◆ **Collected material**:
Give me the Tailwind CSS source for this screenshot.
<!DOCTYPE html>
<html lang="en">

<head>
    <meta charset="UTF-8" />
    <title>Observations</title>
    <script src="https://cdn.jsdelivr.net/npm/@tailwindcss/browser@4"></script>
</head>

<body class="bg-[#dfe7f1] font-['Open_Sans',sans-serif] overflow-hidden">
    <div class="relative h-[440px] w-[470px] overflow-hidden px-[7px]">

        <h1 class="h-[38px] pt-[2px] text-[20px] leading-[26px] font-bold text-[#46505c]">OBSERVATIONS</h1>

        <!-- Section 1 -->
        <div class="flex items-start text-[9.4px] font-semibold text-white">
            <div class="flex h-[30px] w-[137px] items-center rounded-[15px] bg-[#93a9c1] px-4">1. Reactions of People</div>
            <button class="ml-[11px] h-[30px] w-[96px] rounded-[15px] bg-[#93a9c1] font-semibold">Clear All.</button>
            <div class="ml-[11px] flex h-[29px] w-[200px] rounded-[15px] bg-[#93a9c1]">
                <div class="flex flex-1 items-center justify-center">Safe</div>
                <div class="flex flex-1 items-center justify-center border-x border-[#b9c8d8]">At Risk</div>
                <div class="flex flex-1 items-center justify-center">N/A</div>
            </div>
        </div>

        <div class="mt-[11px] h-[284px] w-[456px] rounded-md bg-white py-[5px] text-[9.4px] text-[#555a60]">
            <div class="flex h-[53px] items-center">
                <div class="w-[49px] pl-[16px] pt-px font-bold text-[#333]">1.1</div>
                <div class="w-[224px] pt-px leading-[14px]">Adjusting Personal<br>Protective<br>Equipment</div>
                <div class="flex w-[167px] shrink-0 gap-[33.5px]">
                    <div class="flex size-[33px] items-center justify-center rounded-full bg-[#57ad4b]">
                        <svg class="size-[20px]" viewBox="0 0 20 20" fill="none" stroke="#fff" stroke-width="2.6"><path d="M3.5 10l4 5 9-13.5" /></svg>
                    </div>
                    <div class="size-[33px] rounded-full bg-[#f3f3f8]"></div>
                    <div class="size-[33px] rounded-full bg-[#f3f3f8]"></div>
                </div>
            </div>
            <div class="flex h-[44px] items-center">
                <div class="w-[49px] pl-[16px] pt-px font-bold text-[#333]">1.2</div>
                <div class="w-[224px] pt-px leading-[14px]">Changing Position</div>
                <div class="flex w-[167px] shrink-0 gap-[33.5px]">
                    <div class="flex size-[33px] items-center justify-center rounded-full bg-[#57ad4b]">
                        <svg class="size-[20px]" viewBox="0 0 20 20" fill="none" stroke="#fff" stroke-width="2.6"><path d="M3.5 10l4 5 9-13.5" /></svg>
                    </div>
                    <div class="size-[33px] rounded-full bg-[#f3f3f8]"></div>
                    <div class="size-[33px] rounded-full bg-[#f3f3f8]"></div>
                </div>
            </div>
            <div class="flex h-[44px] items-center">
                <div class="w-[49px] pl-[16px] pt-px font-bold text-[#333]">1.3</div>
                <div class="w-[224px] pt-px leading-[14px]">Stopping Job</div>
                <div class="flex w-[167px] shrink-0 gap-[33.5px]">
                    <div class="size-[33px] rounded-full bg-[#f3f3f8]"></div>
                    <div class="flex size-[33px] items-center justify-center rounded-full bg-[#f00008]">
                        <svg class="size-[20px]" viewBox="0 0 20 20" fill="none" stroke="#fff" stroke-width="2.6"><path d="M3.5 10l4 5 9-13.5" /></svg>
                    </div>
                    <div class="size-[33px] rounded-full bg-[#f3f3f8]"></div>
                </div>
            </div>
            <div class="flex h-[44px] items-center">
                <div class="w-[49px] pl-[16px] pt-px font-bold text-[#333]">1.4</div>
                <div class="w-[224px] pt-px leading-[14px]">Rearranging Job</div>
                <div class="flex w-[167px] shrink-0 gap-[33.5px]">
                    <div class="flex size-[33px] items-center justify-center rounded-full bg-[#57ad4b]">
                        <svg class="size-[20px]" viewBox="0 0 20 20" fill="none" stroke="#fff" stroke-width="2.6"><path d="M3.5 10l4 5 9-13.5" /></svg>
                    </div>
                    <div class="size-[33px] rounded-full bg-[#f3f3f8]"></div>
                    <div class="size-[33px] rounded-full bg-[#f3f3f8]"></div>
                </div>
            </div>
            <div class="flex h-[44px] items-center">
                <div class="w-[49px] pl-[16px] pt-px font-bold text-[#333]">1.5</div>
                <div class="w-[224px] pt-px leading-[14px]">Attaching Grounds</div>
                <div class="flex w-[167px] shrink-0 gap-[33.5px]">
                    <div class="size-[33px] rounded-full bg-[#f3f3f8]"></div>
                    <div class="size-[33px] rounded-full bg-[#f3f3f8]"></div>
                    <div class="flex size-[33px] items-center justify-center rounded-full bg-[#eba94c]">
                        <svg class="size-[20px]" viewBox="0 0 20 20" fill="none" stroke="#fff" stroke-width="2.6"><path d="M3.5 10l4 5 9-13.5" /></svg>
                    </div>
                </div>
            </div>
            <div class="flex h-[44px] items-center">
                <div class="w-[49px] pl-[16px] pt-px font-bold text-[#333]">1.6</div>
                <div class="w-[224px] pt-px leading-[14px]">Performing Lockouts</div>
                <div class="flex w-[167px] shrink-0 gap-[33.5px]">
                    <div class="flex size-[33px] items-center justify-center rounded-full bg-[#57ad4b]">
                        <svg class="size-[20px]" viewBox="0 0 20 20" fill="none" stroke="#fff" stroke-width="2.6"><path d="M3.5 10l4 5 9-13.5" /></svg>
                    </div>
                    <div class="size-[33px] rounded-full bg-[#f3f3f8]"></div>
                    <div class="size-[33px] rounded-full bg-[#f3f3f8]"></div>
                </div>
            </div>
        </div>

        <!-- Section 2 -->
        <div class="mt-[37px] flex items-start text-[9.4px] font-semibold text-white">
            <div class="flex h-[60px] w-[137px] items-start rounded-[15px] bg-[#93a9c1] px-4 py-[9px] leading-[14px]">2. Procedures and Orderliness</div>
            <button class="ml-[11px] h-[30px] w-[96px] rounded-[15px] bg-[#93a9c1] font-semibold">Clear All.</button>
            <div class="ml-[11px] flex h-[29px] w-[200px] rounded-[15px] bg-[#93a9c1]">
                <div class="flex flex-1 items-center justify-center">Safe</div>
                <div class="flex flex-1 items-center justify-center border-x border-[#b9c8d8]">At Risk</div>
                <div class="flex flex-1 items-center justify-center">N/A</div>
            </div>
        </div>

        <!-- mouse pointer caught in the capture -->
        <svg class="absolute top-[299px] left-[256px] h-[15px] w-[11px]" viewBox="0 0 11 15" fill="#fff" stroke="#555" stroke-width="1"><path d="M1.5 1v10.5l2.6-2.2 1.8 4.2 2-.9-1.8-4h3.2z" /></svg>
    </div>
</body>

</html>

◆ **Objective**: Quote each line of the data above exactly as written.

◆ **Full output**:
Give me the Tailwind CSS source for this screenshot.
<!DOCTYPE html>
<html lang="en">

<head>
    <meta charset="UTF-8" />
    <title>Observations</title>
    <script src="https://cdn.jsdelivr.net/npm/@tailwindcss/browser@4"></script>
</head>

<body class="bg-[#dfe7f1] font-['Open_Sans',sans-serif] overflow-hidden">
    <div class="relative h-[440px] w-[470px] overflow-hidden px-[7px]">

        <h1 class="h-[38px] pt-[2px] text-[20px] leading-[26px] font-bold text-[#46505c]">OBSERVATIONS</h1>

        <!-- Section 1 -->
        <div class="flex items-start text-[9.4px] font-semibold text-white">
            <div class="flex h-[30px] w-[137px] items-center rounded-[15px] bg-[#93a9c1] px-4">1. Reactions of People</div>
            <button class="ml-[11px] h-[30px] w-[96px] rounded-[15px] bg-[#93a9c1] font-semibold">Clear All.</button>
            <div class="ml-[11px] flex h-[29px] w-[200px] rounded-[15px] bg-[#93a9c1]">
                <div class="flex flex-1 items-center justify-center">Safe</div>
                <div class="flex flex-1 items-center justify-center border-x border-[#b9c8d8]">At Risk</div>
                <div class="flex flex-1 items-center justify-center">N/A</div>
            </div>
        </div>

        <div class="mt-[11px] h-[284px] w-[456px] rounded-md bg-white py-[5px] text-[9.4px] text-[#555a60]">
            <div class="flex h-[53px] items-center">
                <div class="w-[49px] pl-[16px] pt-px font-bold text-[#333]">1.1</div>
                <div class="w-[224px] pt-px leading-[14px]">Adjusting Personal<br>Protective<br>Equipment</div>
                <div class="flex w-[167px] shrink-0 gap-[33.5px]">
                    <div class="flex size-[33px] items-center justify-center rounded-full bg-[#57ad4b]">
                        <svg class="size-[20px]" viewBox="0 0 20 20" fill="none" stroke="#fff" stroke-width="2.6"><path d="M3.5 10l4 5 9-13.5" /></svg>
                    </div>
                    <div class="size-[33px] rounded-full bg-[#f3f3f8]"></div>
                    <div class="size-[33px] rounded-full bg-[#f3f3f8]"></div>
                </div>
            </div>
            <div class="flex h-[44px] items-center">
                <div class="w-[49px] pl-[16px] pt-px font-bold text-[#333]">1.2</div>
                <div class="w-[224px] pt-px leading-[14px]">Changing Position</div>
                <div class="flex w-[167px] shrink-0 gap-[33.5px]">
                    <div class="flex size-[33px] items-center justify-center rounded-full bg-[#57ad4b]">
                        <svg class="size-[20px]" viewBox="0 0 20 20" fill="none" stroke="#fff" stroke-width="2.6"><path d="M3.5 10l4 5 9-13.5" /></svg>
                    </div>
                    <div class="size-[33px] rounded-full bg-[#f3f3f8]"></div>
                    <div class="size-[33px] rounded-full bg-[#f3f3f8]"></div>
                </div>
            </div>
            <div class="flex h-[44px] items-center">
                <div class="w-[49px] pl-[16px] pt-px font-bold text-[#333]">1.3</div>
                <div class="w-[224px] pt-px leading-[14px]">Stopping Job</div>
                <div class="flex w-[167px] shrink-0 gap-[33.5px]">
                    <div class="size-[33px] rounded-full bg-[#f3f3f8]"></div>
                    <div class="flex size-[33px] items-center justify-center rounded-full bg-[#f00008]">
                        <svg class="size-[20px]" viewBox="0 0 20 20" fill="none" stroke="#fff" stroke-width="2.6"><path d="M3.5 10l4 5 9-13.5" /></svg>
                    </div>
                    <div class="size-[33px] rounded-full bg-[#f3f3f8]"></div>
                </div>
            </div>
            <div class="flex h-[44px] items-center">
                <div class="w-[49px] pl-[16px] pt-px font-bold text-[#333]">1.4</div>
                <div class="w-[224px] pt-px leading-[14px]">Rearranging Job</div>
                <div class="flex w-[167px] shrink-0 gap-[33.5px]">
                    <div class="flex size-[33px] items-center justify-center rounded-full bg-[#57ad4b]">
                        <svg class="size-[20px]" viewBox="0 0 20 20" fill="none" stroke="#fff" stroke-width="2.6"><path d="M3.5 10l4 5 9-13.5" /></svg>
                    </div>
                    <div class="size-[33px] rounded-full bg-[#f3f3f8]"></div>
                    <div class="size-[33px] rounded-full bg-[#f3f3f8]"></div>
                </div>
            </div>
            <div class="flex h-[44px] items-center">
                <div class="w-[49px] pl-[16px] pt-px font-bold text-[#333]">1.5</div>
                <div class="w-[224px] pt-px leading-[14px]">Attaching Grounds</div>
                <div class="flex w-[167px] shrink-0 gap-[33.5px]">
                    <div class="size-[33px] rounded-full bg-[#f3f3f8]"></div>
                    <div class="size-[33px] rounded-full bg-[#f3f3f8]"></div>
                    <div class="flex size-[33px] items-center justify-center rounded-full bg-[#eba94c]">
                        <svg class="size-[20px]" viewBox="0 0 20 20" fill="none" stroke="#fff" stroke-width="2.6"><path d="M3.5 10l4 5 9-13.5" /></svg>
                    </div>
                </div>
            </div>
            <div class="flex h-[44px] items-center">
                <div class="w-[49px] pl-[16px] pt-px font-bold text-[#333]">1.6</div>
                <div class="w-[224px] pt-px leading-[14px]">Performing Lockouts</div>
                <div class="flex w-[167px] shrink-0 gap-[33.5px]">
                    <div class="flex size-[33px] items-center justify-center rounded-full bg-[#57ad4b]">
                        <svg class="size-[20px]" viewBox="0 0 20 20" fill="none" stroke="#fff" stroke-width="2.6"><path d="M3.5 10l4 5 9-13.5" /></svg>
                    </div>
                    <div class="size-[33px] rounded-full bg-[#f3f3f8]"></div>
                    <div class="size-[33px] rounded-full bg-[#f3f3f8]"></div>
                </div>
            </div>
        </div>

        <!-- Section 2 -->
        <div class="mt-[37px] flex items-start text-[9.4px] font-semibold text-white">
            <div class="flex h-[60px] w-[137px] items-start rounded-[15px] bg-[#93a9c1] px-4 py-[9px] leading-[14px]">2. Procedures and Orderliness</div>
            <button class="ml-[11px] h-[30px] w-[96px] rounded-[15px] bg-[#93a9c1] font-semibold">Clear All.</button>
            <div class="ml-[11px] flex h-[29px] w-[200px] rounded-[15px] bg-[#93a9c1]">
                <div class="flex flex-1 items-center justify-center">Safe</div>
                <div class="flex flex-1 items-center justify-center border-x border-[#b9c8d8]">At Risk</div>
                <div class="flex flex-1 items-center justify-center">N/A</div>
            </div>
        </div>

        <!-- mouse pointer caught in the capture -->
        <svg class="absolute top-[299px] left-[256px] h-[15px] w-[11px]" viewBox="0 0 11 15" fill="#fff" stroke="#555" stroke-width="1"><path d="M1.5 1v10.5l2.6-2.2 1.8 4.2 2-.9-1.8-4h3.2z" /></svg>
    </div>
</body>

</html>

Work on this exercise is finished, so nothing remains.